### Given request
Locate the lines where "component" occurs and copy them as they stand.

### Data supplied
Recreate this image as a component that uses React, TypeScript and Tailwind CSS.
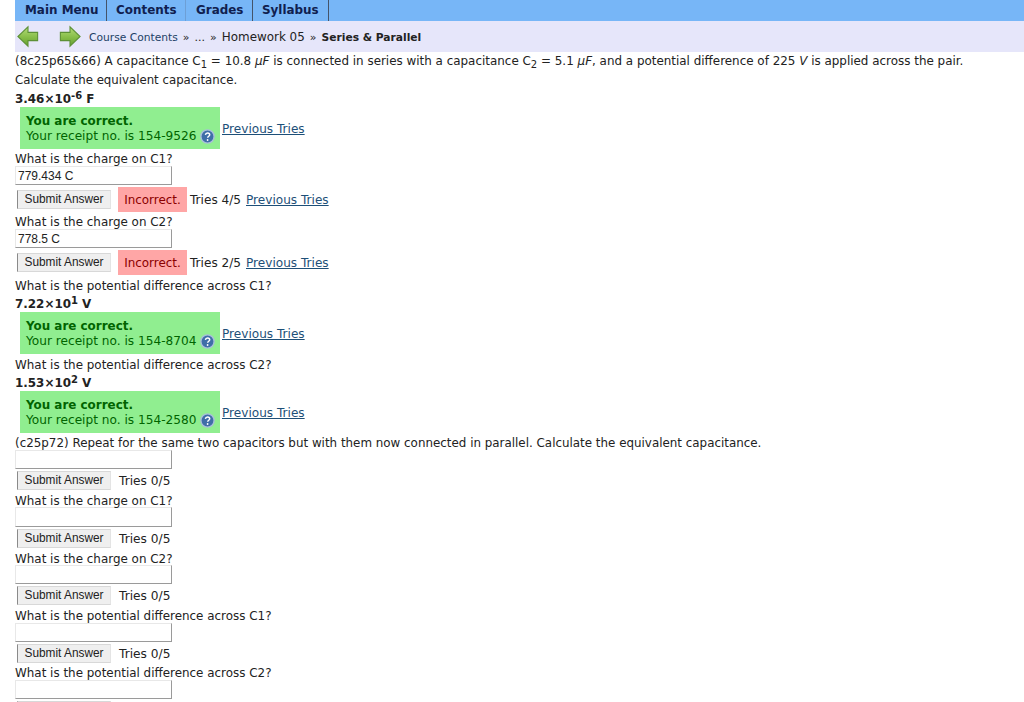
const font = "[font-family:'DejaVu_Sans',Verdana,sans-serif]";

function ArrowIcon({ right }: { right?: boolean }) {
  return (
    <svg width="22" height="23" viewBox="0 0 24 25" className={right ? "" : "-scale-x-100"}>
      <defs>
        <linearGradient id={right ? "gr" : "gl"} x1="0" y1="0" x2="0" y2="1">
          <stop offset="0" stopColor="#b4dc78" />
          <stop offset="0.55" stopColor="#86bd48" />
          <stop offset="1" stopColor="#649f30" />
        </linearGradient>
      </defs>
      <path d="M1.5 8H12V2L23 12.5 12 23V17H1.5Z" fill={`url(#${right ? "gr" : "gl"})`} stroke="#5d9136" strokeWidth="1.2" />
    </svg>
  );
}

function HelpIcon() {
  return (
    <svg width="15" height="15" viewBox="0 0 15 15" className="shrink-0">
      <circle cx="7.5" cy="7.5" r="6.6" fill="#3f6ea8" stroke="#a9bedb" strokeWidth="1.4" />
      <path d="M5.4 5.8c.2-1.3 1.1-1.9 2.2-1.9 1.2 0 2.1.7 2.1 1.8 0 1.5-2 1.6-2 3.1" fill="none" stroke="#fff" strokeWidth="1.5" />
      <circle cx="7.6" cy="11" r="0.9" fill="#fff" />
    </svg>
  );
}

function PrevLink() {
  return <span className="text-[12.1px] text-[#1d4f78] underline">Previous Tries</span>;
}

function Q({ children, h = "h-[19px]", pt = "" }: { children: React.ReactNode; h?: string; pt?: string }) {
  return <div className={`${h} ${pt} flex items-center whitespace-nowrap`}>{children}</div>;
}

function Answer({ children, h = "h-[18px]", pt = "pt-[4px]" }: { children: React.ReactNode; h?: string; pt?: string }) {
  return <div className={`${h} ${pt} flex items-center font-bold whitespace-nowrap`}>{children}</div>;
}

function Correct({ receipt }: { receipt: string }) {
  return (
    <div className="flex items-center ml-[5px]">
      <div className="w-[200px] h-[42px] bg-[#90ee90] text-[#006400] pl-[6px] pt-[7px] leading-[15px]">
        <div className="font-bold">You are correct.</div>
        <div className="flex items-center gap-[4px] whitespace-nowrap">
          <span className="text-[12.15px]">Your receipt no. is {receipt}</span>
          <HelpIcon />
        </div>
      </div>
      <span className="ml-[2px] pt-[3px]"><PrevLink /></span>
    </div>
  );
}

function Input({ value, h = "h-[19px]" }: { value?: string; h?: string }) {
  return (
    <div className={`w-[157px] ${h} bg-white border-r border-b border-[#9a9a9a] border-t-[1px] border-t-[#e8e8e8] border-l-[1px] border-l-[#e8e8e8] flex items-center pl-[2px] text-[12px] text-[#222] [font-family:'Liberation_Sans',Arial,sans-serif]`}>
      {value}
    </div>
  );
}

function SubmitBtn({ label = "Submit Answer" }: { label?: string }) {
  return (
    <div className="w-[94px] h-[19px] ml-[2px] shrink-0 bg-[#efefef] border-l border-t border-l-[#8a8a8a] border-t-[#d8d8d8] border-b border-b-[#d8d8d8] border-r border-r-[#e4e4e4] flex items-center justify-center text-[11.85px] text-[#222] [font-family:'Liberation_Sans',Arial,sans-serif]">
      {label}
    </div>
  );
}

function Wrong({ tries }: { tries: string }) {
  return (
    <div className="h-[25px] flex items-center mt-[2px] whitespace-nowrap">
      <SubmitBtn />
      <div className="ml-[7px] w-[69px] h-[25px] pt-[2px] bg-[#ffa6a6] text-[#8b0000] flex items-center justify-center">Incorrect.</div>
      <span className="ml-[3px] mr-[5px] pt-[2px] text-[12.1px]">Tries {tries}</span>
      <span className="pt-[2px]"><PrevLink /></span>
    </div>
  );
}

function Fresh() {
  return (
    <div className="h-[19px] mt-[2px] flex items-center whitespace-nowrap">
      <SubmitBtn />
      <span className="ml-[8px] pt-[2px] text-[12.2px]">Tries 0/5</span>
    </div>
  );
}

const sub = "text-[10px] relative top-[3px] leading-none";
const sup = "text-[10px] relative -top-[4px] leading-none";

export default function App() {
  return (
    <div className={`${font} w-[1024px] h-[702px] overflow-hidden bg-white pl-[15px] text-[11.93px] text-[#222]`}>
      <div className="h-[21px] bg-[#77b6f7] flex font-bold text-[#10204f]">
        <div className="w-[92px] pl-[10px] pt-[1px] flex items-center border-r border-[#44546a]">Main Menu</div>
        <div className="w-[79px] pl-[9px] pt-[1px] flex items-center border-r border-[#6d9fd6]">Contents</div>
        <div className="w-[67px] pl-[10px] pt-[1px] flex items-center border-r border-[#44546a]">Grades</div>
        <div className="w-[76px] pl-[9px] pt-[1px] flex items-center border-r border-[#44546a]">Syllabus</div>
      </div>
      <div className="h-[31px] bg-[#e6e6fa] flex items-center whitespace-nowrap">
        <div className="ml-[2px]"><ArrowIcon /></div>
        <div className="ml-[20px]"><ArrowIcon right /></div>
        <div className="flex items-center pt-[3px]">
          <span className="ml-[8px] text-[10.7px] text-[#1d3f66]">Course Contents</span>
          <span className="ml-[5px] text-[11px]">»</span>
          <span className="ml-[5px] text-[11px]">...</span>
          <span className="ml-[5px] text-[11px]">»</span>
          <span className="ml-[5px]">Homework 05</span>
          <span className="ml-[5px] text-[11px]">»</span>
          <span className="ml-[5px] text-[10.7px] font-bold">Series &amp; Parallel</span>
        </div>
      </div>
      <Q>
        <span>
          (8c25p65&amp;66) A capacitance C<sub className={sub}>1</sub> = 10.8 <i>μF</i> is connected in series with a capacitance C<sub className={sub}>2</sub> = 5.1 <i>μF</i>, and a potential difference of 225 <i>V</i> is applied across the pair.
        </span>
      </Q>
      <Q><span className="text-[11.75px]">Calculate the equivalent capacitance.</span></Q>
      <Answer h="h-[17px]" pt="pt-[2px]"><span>3.46×10<sup className={sup}>-6</sup> F</span></Answer>
      <Correct receipt="154-9526" />

      <Q h="h-[17px]" pt="pt-[4px]">What is the charge on C1?</Q>
      <Input value="779.434 C" />
      <Wrong tries="4/5" />
      <Q h="h-[17px]" pt="pt-[4px]">What is the charge on C2?</Q>
      <Input value="778.5 C" />
      <Wrong tries="2/5" />
      <Q pt="pt-[4px]">What is the potential difference across C1?</Q>
      <Answer><span>7.22×10<sup className={sup}>1</sup> V</span></Answer>
      <Correct receipt="154-8704" />
      <Q pt="pt-[4px]">What is the potential difference across C2?</Q>
      <Answer><span>1.53×10<sup className={sup}>2</sup> V</span></Answer>
      <Correct receipt="154-2580" />
      <Q h="h-[17px]" pt="pt-[4px]"><span className="text-[11.9px]">(c25p72) Repeat for the same two capacitors but with them now connected in parallel. Calculate the equivalent capacitance.</span></Q>
      <Input />
      <Fresh />
      <Q h="h-[17px]" pt="pt-[6px]">What is the charge on C1?</Q>
      <Input h="h-[20px]" />
      <Fresh />
      <Q h="h-[17px]" pt="pt-[6px]">What is the charge on C2?</Q>
      <Input />
      <Fresh />
      <Q h="h-[18px]" pt="pt-[5px]">What is the potential difference across C1?</Q>
      <Input />
      <Fresh />
      <Q h="h-[17px]" pt="pt-[5px]">What is the potential difference across C2?</Q>
      <Input />
      <div className="mt-[2px]"><SubmitBtn label="" /></div>
    </div>
  );
}
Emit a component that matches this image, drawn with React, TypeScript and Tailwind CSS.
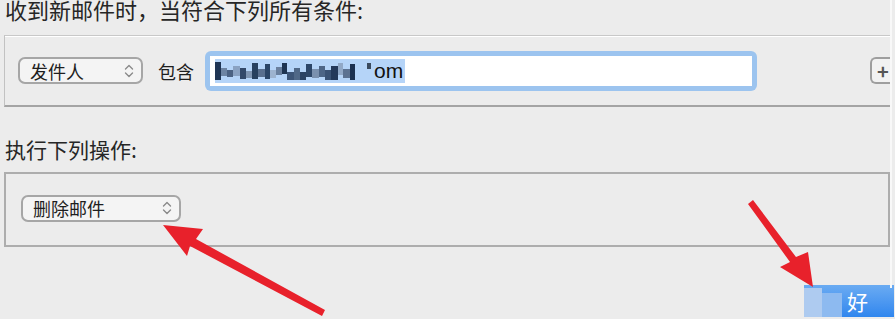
import type { ReactNode } from "react";

const FONT = {
  fontFamily:
    '"Noto Sans CJK SC", "Noto Sans", "Liberation Sans", sans-serif',
};

// blurred address pixels: [x, y, w, h, colour] inside a 140x18 strip
const MOSAIC: [number, number, number, number, string][] = [
  [0, 0, 6, 18, "#1f3554"],
  [6, 6, 6, 8, "#6d84a3"],
  [12, 8, 6, 7, "#4b6283"],
  [18, 4, 7, 10, "#8aa2c2"],
  [25, 6, 6, 11, "#33496a"],
  [31, 9, 6, 7, "#7f95b2"],
  [37, 1, 6, 16, "#27405f"],
  [43, 7, 7, 8, "#596f8e"],
  [50, 2, 5, 15, "#2b4566"],
  [55, 8, 6, 8, "#9db3cf"],
  [61, 5, 6, 8, "#6a809e"],
  [67, 1, 5, 11, "#1e3452"],
  [72, 10, 7, 8, "#3d5577"],
  [79, 6, 6, 12, "#506887"],
  [85, 10, 6, 8, "#2a4264"],
  [91, 2, 6, 13, "#2d4668"],
  [97, 7, 7, 9, "#7a90ae"],
  [104, 4, 6, 11, "#4d6586"],
  [110, 8, 6, 10, "#3a5274"],
  [116, 4, 7, 14, "#24395a"],
  [123, 1, 5, 12, "#92a9c7"],
  [128, 7, 7, 9, "#5d7392"],
  [135, 2, 5, 16, "#1c3150"],
];

function Stepper() {
  return (
    <svg width="10" height="16" viewBox="0 0 10 16" fill="none">
      <path d="M1.5 6 L5 2.5 L8.5 6" stroke="#8a8a8a" strokeWidth="1.4" strokeLinecap="round" strokeLinejoin="round" />
      <path d="M1.5 10 L5 13.5 L8.5 10" stroke="#8a8a8a" strokeWidth="1.4" strokeLinecap="round" strokeLinejoin="round" />
    </svg>
  );
}

function PopUp({ width, children }: { width: string; children: ReactNode }) {
  return (
    <div
      className={`${width} flex h-[27px] items-center justify-between rounded-[7px] border-2 border-[#a6a6a6] bg-[#f4f4f4] pl-[10px] pr-[7px] text-[18px] leading-none text-[#1e1e1e]`}
    >
      <span>{children}</span>
      <Stepper />
    </div>
  );
}

function Arrows() {
  return (
    <svg className="pointer-events-none absolute left-0 top-0" width="895" height="319" viewBox="0 0 895 319">
      <polygon
        fill="#e8212b"
        points="163,225 203,229 196,239 325,310 322,316 190,246 187,256"
      />
      <polygon
        fill="#e8212b"
        points="748,204 753,200 796,257 808,252 813,287 780,267 790,262"
      />
    </svg>
  );
}

export default function App() {
  return (
    <div
      className="relative h-[319px] w-[895px] overflow-hidden bg-[#ececec]"
      style={FONT}
    >
      <p className="-mt-[5px] pl-[5px] text-[22px] leading-[28px] text-[#262626]">
        收到新邮件时，当符合下列所有条件:
      </p>

      <div className="ml-[4px] mt-[12px] flex h-[72px] w-[886px] items-center border-b-2 border-l border-t border-b-[#a4a4a4] border-l-[#c2c2c2] border-t-[#c8c8c8] pl-[13px] shadow-[inset_0_1px_0_#ffffff]">
        <PopUp width="w-[125px]">发件人</PopUp>
        <span className="ml-[15px] text-[18px] leading-none text-[#1e1e1e]">包含</span>
        <div className="ml-[11px] h-[40px] w-[552px] rounded-[6px] bg-[#9cc4ef] p-[5px]">
          <div className="flex h-full items-center bg-white pl-[5px]">
            <div className="flex h-[24px] items-center bg-[#b5d4f8] pr-[2px]">
              <div className="relative h-[18px] w-[140px]">
                {MOSAIC.map(([x, y, w, h, c], i) => (
                  <span
                    key={i}
                    className="absolute"
                    style={{ left: x, top: y, width: w, height: h, background: c }}
                  />
                ))}
              </div>
              <span className="ml-[12px] h-[6px] w-[4px] -translate-y-[5px] bg-[#3a4a5e]" />
              <span
                className="ml-[3px] text-[21px] leading-none text-[#111]"
                style={{ fontFamily: '"Liberation Sans", sans-serif' }}
              >
                om
              </span>
            </div>
          </div>
        </div>
        <div className="ml-auto flex h-[27px] w-[20px] items-center rounded-l-[6px] border-y-2 border-l-2 border-[#9e9e9e] bg-[#f2f2f2] pl-[5px] text-[20px] font-bold leading-none text-[#555]">
          +
        </div>
      </div>

      <p className="mt-[28px] pl-[5px] text-[21px] leading-[28px] text-[#262626]">
        执行下列操作:
      </p>

      <div className="ml-[4px] mt-[9px] flex h-[75px] w-[886px] items-center border-2 border-[#adadad] pl-[15px] pb-[3px]">
        <PopUp width="w-[160px]">删除邮件</PopUp>
      </div>

      <div className="mt-[38px] flex justify-end">
        <div className="relative mr-[1px] flex h-[32px] w-[90px] items-center bg-gradient-to-b from-[#6aabf2] to-[#2f86ee]">
          <span className="absolute left-0 top-[3px] h-[29px] w-[18px] bg-[#aecbf0]" />
          <span className="absolute left-[18px] top-[8px] h-[24px] w-[20px] bg-[#8dbaf0]" />
          <span className="ml-[43px] text-[21px] leading-none text-white">好</span>
        </div>
      </div>

      <div className="absolute right-[3px] top-[0px] h-[288px] w-[2px] bg-[#f8f8f8]" />
      <Arrows />
    </div>
  );
}
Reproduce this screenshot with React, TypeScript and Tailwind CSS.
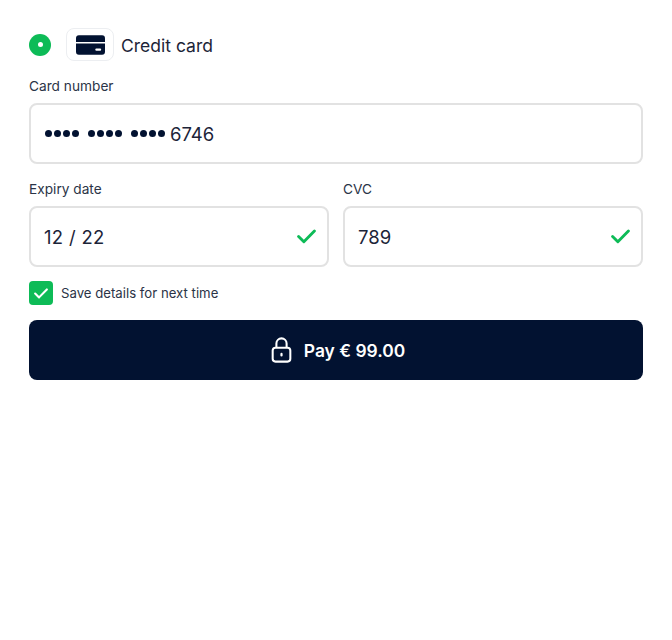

### Exercise result
Recreate this image as a component that uses React, TypeScript and Tailwind CSS.
Emit a component that matches this image, drawn with React, TypeScript and Tailwind CSS.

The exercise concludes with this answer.